Tessa’s Thoughts on the Subject

This feeling you’re describing doesn’t come from nowhere, and it isn’t something to brush off lightly. Most women don’t say “I’m settling” out of entitlement or restlessness. They say it because there’s a growing disconnect between who they’re becoming and what they’re accepting. Settling isn’t always loud or dramatic. More often, it’s subtle. It’s the slow dimming of excitement, the constant self-talk convincing you that this is good enough, and the quiet grief for a version of your life you haven’t allowed yourself to fully want.

Here’s something important to understand. Gratitude and dissatisfaction can coexist. You can appreciate what you have and still acknowledge that it no longer fits. Being thankful doesn’t mean you’re obligated to stay in situations that limit you.

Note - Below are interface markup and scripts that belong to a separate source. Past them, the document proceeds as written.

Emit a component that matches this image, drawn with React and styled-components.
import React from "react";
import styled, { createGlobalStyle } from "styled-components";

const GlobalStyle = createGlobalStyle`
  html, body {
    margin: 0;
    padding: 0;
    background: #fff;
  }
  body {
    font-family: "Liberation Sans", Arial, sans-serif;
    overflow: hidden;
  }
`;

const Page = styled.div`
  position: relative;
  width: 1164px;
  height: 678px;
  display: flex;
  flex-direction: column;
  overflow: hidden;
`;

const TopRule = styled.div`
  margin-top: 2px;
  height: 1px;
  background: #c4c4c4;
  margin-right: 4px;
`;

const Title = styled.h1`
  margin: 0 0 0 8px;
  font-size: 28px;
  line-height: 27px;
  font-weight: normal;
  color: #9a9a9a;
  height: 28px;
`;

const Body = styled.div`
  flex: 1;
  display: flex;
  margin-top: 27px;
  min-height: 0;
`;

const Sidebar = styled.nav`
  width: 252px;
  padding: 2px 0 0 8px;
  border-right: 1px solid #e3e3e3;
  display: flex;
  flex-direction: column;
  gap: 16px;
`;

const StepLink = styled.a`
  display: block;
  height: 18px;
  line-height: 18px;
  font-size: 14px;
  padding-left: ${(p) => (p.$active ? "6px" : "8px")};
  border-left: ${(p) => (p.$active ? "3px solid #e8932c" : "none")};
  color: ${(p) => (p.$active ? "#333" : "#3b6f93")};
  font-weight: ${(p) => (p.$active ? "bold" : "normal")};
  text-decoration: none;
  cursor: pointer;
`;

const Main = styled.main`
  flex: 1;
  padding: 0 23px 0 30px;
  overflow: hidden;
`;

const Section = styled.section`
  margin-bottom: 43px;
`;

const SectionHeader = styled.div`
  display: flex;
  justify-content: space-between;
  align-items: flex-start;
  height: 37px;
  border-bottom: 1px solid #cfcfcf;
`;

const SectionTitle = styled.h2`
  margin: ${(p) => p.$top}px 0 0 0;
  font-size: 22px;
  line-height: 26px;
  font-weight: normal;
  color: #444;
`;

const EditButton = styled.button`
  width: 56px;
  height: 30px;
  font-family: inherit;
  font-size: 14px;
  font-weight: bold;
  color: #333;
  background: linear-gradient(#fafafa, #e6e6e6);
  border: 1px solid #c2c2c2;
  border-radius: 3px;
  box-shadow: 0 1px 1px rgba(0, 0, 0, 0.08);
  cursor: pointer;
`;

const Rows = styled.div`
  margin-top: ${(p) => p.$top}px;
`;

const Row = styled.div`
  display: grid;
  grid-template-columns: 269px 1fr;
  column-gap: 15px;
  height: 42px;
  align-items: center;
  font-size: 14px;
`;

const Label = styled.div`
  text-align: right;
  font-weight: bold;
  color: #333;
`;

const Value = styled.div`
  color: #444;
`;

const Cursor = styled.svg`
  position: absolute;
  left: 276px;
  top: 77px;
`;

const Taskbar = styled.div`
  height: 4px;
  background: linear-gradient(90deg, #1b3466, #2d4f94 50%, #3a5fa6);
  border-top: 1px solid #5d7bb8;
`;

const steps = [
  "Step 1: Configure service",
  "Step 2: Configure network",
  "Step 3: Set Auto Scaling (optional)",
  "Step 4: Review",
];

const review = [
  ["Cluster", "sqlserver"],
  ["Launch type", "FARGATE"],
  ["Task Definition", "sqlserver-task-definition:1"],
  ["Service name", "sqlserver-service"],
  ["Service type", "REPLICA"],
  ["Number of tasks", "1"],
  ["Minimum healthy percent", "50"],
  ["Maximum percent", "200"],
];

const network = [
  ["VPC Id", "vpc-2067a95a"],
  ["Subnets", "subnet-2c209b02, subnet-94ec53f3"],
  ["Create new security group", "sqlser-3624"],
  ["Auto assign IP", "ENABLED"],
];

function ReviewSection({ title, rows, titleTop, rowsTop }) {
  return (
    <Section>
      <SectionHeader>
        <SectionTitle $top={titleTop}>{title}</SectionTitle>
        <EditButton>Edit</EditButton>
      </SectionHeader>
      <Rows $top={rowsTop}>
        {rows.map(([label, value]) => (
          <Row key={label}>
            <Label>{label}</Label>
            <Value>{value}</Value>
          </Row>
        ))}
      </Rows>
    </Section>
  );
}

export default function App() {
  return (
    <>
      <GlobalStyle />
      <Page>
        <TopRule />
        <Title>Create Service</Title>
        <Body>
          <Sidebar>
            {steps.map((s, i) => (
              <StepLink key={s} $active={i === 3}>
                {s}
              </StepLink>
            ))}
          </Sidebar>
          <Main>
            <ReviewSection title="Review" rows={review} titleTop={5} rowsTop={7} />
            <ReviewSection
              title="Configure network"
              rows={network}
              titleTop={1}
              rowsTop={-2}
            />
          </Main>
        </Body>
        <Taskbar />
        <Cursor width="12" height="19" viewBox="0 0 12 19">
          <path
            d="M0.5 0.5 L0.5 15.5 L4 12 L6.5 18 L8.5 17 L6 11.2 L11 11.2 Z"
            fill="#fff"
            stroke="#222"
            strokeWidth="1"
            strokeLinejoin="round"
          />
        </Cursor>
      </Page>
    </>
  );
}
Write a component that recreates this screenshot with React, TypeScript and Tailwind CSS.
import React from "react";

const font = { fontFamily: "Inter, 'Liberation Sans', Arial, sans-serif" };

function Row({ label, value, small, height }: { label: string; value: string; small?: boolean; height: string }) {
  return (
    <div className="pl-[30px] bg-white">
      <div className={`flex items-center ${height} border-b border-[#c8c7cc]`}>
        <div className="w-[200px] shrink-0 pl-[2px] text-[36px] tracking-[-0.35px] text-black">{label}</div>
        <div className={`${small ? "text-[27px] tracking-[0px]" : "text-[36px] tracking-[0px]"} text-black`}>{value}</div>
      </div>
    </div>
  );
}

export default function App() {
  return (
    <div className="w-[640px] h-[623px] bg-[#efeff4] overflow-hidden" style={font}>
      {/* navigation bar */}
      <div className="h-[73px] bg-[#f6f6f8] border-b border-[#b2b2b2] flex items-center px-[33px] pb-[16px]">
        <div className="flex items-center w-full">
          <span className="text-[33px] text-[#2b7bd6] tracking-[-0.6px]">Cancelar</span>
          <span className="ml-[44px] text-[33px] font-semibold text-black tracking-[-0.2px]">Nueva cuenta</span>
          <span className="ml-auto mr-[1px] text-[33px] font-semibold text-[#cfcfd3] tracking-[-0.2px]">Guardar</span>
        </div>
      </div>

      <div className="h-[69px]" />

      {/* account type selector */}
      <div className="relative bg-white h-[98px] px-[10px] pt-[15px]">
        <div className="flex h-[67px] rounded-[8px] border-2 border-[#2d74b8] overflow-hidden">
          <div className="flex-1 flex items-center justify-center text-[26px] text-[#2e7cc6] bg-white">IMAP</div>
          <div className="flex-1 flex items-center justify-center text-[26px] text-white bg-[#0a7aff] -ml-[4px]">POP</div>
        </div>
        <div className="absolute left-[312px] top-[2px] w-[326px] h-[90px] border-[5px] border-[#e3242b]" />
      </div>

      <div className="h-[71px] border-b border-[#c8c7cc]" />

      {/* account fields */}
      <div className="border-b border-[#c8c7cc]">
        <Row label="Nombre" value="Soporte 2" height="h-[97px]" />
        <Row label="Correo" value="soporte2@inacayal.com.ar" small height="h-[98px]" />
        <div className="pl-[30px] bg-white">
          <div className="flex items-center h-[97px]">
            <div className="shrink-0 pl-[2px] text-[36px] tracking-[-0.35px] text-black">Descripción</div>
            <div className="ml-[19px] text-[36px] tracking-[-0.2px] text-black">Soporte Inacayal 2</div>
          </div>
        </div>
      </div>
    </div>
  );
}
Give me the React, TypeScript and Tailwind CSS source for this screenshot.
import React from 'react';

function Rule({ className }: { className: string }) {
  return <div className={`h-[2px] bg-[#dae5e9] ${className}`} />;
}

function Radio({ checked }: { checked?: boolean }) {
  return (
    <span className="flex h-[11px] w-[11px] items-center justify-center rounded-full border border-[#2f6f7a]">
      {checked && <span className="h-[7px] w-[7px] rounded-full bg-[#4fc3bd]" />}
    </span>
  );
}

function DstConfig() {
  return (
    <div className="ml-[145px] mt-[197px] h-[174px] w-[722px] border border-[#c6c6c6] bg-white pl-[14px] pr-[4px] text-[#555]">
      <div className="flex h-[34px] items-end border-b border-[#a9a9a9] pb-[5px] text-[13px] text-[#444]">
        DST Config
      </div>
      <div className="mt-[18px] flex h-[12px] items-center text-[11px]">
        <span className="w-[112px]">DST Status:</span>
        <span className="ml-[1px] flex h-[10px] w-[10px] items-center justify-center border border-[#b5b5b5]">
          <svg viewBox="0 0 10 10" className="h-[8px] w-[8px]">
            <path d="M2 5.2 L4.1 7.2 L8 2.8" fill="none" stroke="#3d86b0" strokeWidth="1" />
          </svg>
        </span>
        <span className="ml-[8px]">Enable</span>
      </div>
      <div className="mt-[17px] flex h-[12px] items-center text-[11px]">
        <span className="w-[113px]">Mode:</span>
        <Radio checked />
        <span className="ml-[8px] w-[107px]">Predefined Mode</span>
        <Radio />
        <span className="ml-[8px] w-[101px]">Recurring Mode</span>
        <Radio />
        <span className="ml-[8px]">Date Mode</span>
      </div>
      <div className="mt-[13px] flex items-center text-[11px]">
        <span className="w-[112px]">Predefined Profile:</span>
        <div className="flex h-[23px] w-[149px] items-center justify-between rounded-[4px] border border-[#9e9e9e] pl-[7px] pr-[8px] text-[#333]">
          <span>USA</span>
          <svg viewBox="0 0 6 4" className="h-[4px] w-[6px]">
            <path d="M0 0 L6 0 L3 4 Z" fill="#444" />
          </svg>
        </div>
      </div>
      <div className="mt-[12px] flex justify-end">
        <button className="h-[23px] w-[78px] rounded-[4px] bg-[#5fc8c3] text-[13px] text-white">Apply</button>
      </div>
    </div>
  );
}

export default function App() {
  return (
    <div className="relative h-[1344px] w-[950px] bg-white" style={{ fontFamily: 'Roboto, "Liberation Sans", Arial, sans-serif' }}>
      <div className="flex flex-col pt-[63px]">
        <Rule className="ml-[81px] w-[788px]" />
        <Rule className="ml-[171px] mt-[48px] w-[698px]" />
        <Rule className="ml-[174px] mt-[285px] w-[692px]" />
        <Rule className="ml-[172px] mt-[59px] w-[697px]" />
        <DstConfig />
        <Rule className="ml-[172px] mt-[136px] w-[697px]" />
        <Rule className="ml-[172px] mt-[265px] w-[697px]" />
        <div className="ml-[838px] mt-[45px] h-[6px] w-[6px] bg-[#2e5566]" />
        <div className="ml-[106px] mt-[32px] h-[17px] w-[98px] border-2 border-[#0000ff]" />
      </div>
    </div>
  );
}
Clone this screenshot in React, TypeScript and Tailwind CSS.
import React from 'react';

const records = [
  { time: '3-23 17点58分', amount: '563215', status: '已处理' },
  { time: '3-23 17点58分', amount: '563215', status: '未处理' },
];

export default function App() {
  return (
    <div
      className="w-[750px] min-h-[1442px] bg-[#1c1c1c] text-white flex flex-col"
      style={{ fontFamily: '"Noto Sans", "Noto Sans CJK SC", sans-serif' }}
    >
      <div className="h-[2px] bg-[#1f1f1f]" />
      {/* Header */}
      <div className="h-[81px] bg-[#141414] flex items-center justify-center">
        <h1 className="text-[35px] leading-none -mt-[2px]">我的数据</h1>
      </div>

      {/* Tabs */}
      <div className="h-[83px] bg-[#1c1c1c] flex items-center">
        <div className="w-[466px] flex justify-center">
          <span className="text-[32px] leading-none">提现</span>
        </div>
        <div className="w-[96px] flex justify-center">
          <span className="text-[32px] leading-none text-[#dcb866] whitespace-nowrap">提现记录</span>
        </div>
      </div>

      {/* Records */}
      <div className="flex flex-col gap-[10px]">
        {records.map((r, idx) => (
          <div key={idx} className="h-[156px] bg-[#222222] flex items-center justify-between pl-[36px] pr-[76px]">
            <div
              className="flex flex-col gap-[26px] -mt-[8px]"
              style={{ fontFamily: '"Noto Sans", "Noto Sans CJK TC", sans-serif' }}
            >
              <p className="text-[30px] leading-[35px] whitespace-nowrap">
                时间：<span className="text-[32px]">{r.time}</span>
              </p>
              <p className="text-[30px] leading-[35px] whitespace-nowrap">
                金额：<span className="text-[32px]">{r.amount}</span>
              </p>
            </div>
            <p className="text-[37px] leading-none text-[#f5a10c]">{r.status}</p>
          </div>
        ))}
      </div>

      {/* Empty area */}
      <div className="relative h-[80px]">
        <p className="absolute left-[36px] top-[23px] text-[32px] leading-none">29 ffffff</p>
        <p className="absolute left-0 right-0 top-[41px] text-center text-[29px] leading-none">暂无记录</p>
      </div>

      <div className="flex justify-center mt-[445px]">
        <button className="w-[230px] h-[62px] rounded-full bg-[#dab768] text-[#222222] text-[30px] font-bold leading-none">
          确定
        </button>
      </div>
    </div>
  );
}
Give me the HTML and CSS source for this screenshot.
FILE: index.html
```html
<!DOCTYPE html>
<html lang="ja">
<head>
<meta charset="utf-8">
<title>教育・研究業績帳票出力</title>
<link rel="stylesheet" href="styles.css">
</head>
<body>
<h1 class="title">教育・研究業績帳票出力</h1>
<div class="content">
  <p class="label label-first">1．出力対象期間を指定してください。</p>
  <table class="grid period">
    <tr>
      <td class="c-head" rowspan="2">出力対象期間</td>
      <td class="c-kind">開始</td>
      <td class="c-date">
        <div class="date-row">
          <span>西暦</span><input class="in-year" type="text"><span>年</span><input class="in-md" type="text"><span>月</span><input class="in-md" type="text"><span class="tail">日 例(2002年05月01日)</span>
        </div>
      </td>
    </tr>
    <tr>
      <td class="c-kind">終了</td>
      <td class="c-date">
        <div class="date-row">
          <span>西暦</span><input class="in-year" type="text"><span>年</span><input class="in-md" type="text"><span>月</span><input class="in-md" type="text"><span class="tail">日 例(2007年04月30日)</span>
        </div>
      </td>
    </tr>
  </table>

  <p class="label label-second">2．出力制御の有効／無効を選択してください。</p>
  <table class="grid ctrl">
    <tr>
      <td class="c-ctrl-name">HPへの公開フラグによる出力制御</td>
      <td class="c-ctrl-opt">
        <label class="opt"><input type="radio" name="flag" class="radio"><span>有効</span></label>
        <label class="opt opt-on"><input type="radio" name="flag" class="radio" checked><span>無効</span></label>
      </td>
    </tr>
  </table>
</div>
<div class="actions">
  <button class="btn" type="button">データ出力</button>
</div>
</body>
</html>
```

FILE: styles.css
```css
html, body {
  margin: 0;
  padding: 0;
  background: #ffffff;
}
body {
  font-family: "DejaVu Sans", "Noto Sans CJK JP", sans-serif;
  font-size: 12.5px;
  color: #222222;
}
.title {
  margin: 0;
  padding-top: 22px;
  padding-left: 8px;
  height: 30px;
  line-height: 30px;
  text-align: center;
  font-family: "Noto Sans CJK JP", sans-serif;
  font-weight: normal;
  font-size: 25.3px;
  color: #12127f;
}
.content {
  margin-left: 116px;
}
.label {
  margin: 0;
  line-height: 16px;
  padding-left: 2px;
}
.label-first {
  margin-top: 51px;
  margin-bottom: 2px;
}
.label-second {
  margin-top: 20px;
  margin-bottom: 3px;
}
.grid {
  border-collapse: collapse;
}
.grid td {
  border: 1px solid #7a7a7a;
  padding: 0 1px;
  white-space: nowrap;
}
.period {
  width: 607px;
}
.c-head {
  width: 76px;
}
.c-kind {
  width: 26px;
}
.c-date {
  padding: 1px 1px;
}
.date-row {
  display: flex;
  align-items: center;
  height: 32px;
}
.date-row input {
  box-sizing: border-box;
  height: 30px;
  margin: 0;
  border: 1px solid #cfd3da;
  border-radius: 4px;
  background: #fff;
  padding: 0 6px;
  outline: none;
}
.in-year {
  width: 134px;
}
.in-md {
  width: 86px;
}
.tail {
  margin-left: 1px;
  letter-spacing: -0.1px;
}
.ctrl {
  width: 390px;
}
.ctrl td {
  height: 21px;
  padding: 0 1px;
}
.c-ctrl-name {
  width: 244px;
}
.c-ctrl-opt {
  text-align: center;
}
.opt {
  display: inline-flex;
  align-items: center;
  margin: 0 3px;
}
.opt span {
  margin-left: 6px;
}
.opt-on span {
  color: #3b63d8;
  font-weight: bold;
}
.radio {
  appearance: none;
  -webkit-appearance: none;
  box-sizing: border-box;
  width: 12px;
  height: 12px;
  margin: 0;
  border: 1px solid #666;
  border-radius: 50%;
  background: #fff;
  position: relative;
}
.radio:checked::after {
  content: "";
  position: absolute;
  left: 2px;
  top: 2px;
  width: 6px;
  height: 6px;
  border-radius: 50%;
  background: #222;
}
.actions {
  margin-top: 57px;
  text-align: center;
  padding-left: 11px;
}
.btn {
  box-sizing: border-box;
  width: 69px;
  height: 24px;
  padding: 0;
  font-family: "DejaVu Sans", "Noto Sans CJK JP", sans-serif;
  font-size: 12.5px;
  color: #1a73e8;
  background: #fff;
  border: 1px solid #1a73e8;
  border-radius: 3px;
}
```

And maturity isn’t about silencing your desires. It’s about being honest about them and deciding how much you’re willing to compromise without losing yourself.

People often confuse settling with stability, especially if they’ve lived through chaos before. If you’ve had to survive, peace can feel like the ultimate goal, even if that peace comes at the cost of fulfillment. But stability without growth eventually becomes stagnation. And stagnation has a way of showing up as restlessness, resentment, or self-doubt. Not because you’re ungrateful, but because you’re meant for more engagement with your own life.

The fear you’re feeling makes sense. Choosing more often requires risk, discomfort, and the possibility of loss. It asks you to trust yourself instead of relying on what feels familiar. And when you’ve spent years being responsible, accommodating, or careful, wanting more can feel irresponsible or selfish. But settling doesn’t protect you from regret. It only delays it.

One of the clearest signs you’re settling is when you constantly talk yourself out of your own feelings. When you minimize your disappointment, rationalize your lack of excitement, or tell yourself you’re asking for too much just for wanting alignment, that’s your intuition being negotiated down. You don’t need your life to be unbearable to justify wanting change. Quiet dissatisfaction is still valid.

At the same time, not every uncomfortable feeling means you need to leave immediately or burn everything down. Discernment matters. Growth often feels uncomfortable too. The difference is that growth stretches you toward something. Settling slowly drains you. One expands you, even when it’s hard. The other numbs you, even when it feels safe.

Tessa’s Straight-Up Perspective

Here’s the honest truth. Settling isn’t about choosing less. It’s about choosing against yourself. When your life requires you to consistently ignore your intuition, downplay your desires, or convince yourself to be smaller than you are, that’s not maturity and it’s not wisdom. It’s fear wearing a responsible mask. You don’t need certainty before you honor what feels misaligned, and you don’t need permission to want a life that actually fits you. Growth doesn’t always ask you to leave immediately, but it does ask you to stop pretending that fine is the same as fulfilled.

Disclaimer:
Dear Tessa is written woman-to-woman — honest, imperfect, and human. It’s meant to offer comfort, clarity, and perspective, not professional guidance. You know your life best.